Pour combattre efficacement cette forme spécifique de racisme, il devient urgent de la nommer précisément. Le terme "islamophobie", malgré sa reconnaissance internationale, reste contesté et parfois insuffisant pour décrire la réalité systémique vécue par les musulmans. La récente distinction faite par certains experts entre "islamophobie" et "haine antimusulmane" témoigne de cette difficulté conceptuelle.

Au fil du temps, le terme "antisémitisme" s’est imposé pour désigner et analyser la singularité de la haine antijuive, évoluant d’une notion initialement vague vers un concept précis, forgé dans le creuset de l’histoire.
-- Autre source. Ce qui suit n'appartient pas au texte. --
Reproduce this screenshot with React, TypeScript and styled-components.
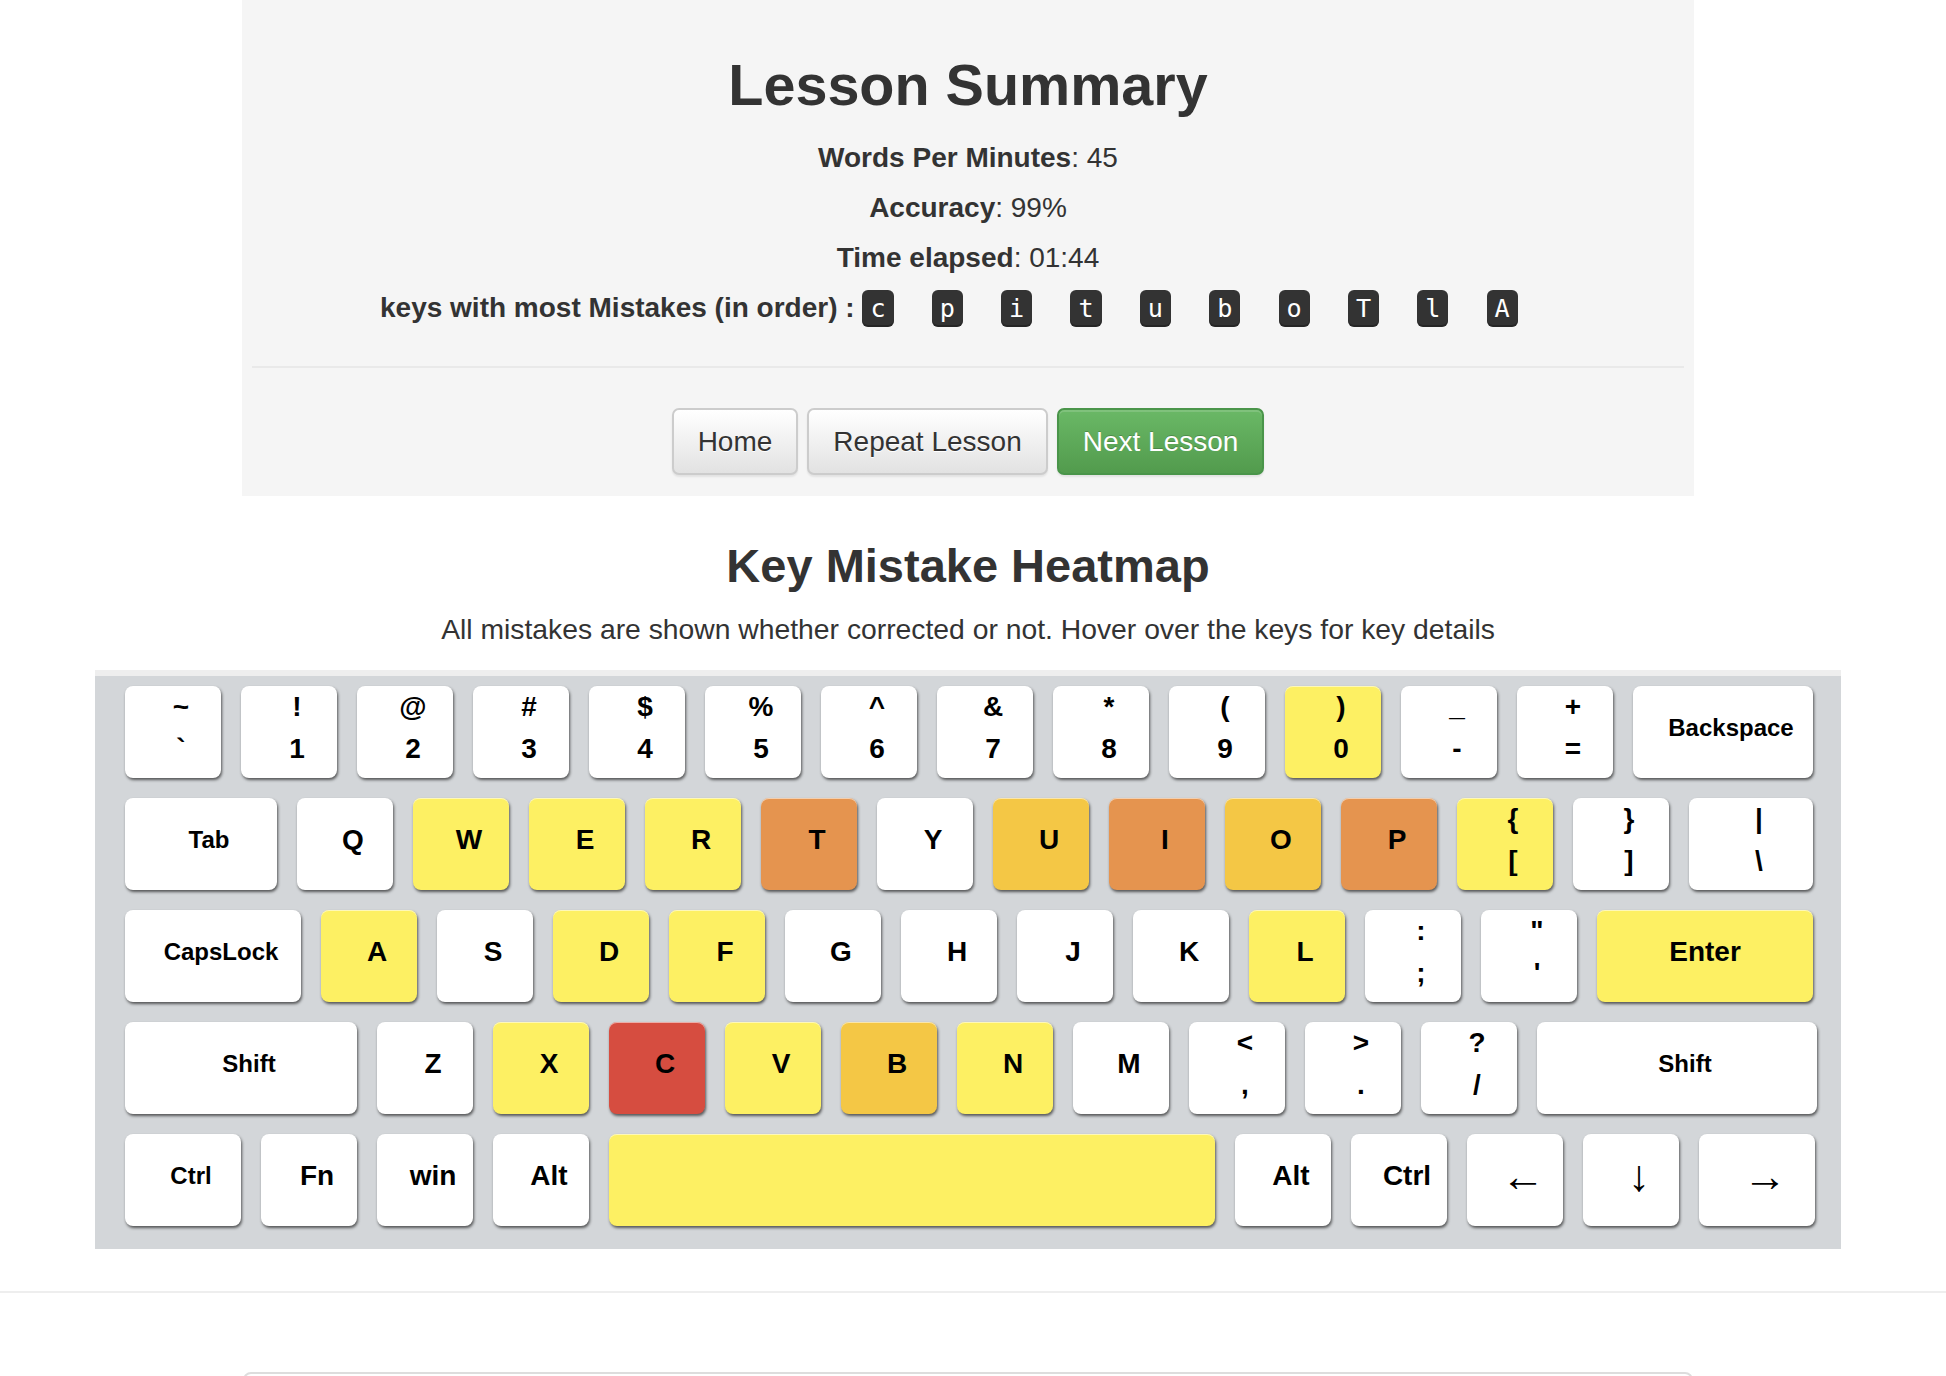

De la même manière, notre époque appelle l’émergence d’une terminologie capable de saisir pleinement la nature et l’ampleur des discriminations et violences subies par les musulmans; un phénomène qui, comme l’antisémitisme des années 30, frappe au-delà de la religion, touchant des perceptions de nationalité, race ou origine ethnique, selon l’ONU.
Pourtant, trouver un terme aussi puissant et univoque que "antisémitisme" reste un défi : "islamophobie" est contesté, "antimusulmanisme" encore embryonnaire. Cette quête d’un mot juste, qui pourrait prendre des décennies, reflète l’urgence de nommer pour mieux combattre.

Car nommer avec précision, c'est déjà commencer à comprendre – et comprendre est le préalable indispensable à toute action efficace. Dans cette quête, la réflexion française doit s'inscrire dans un dialogue international déjà engagé.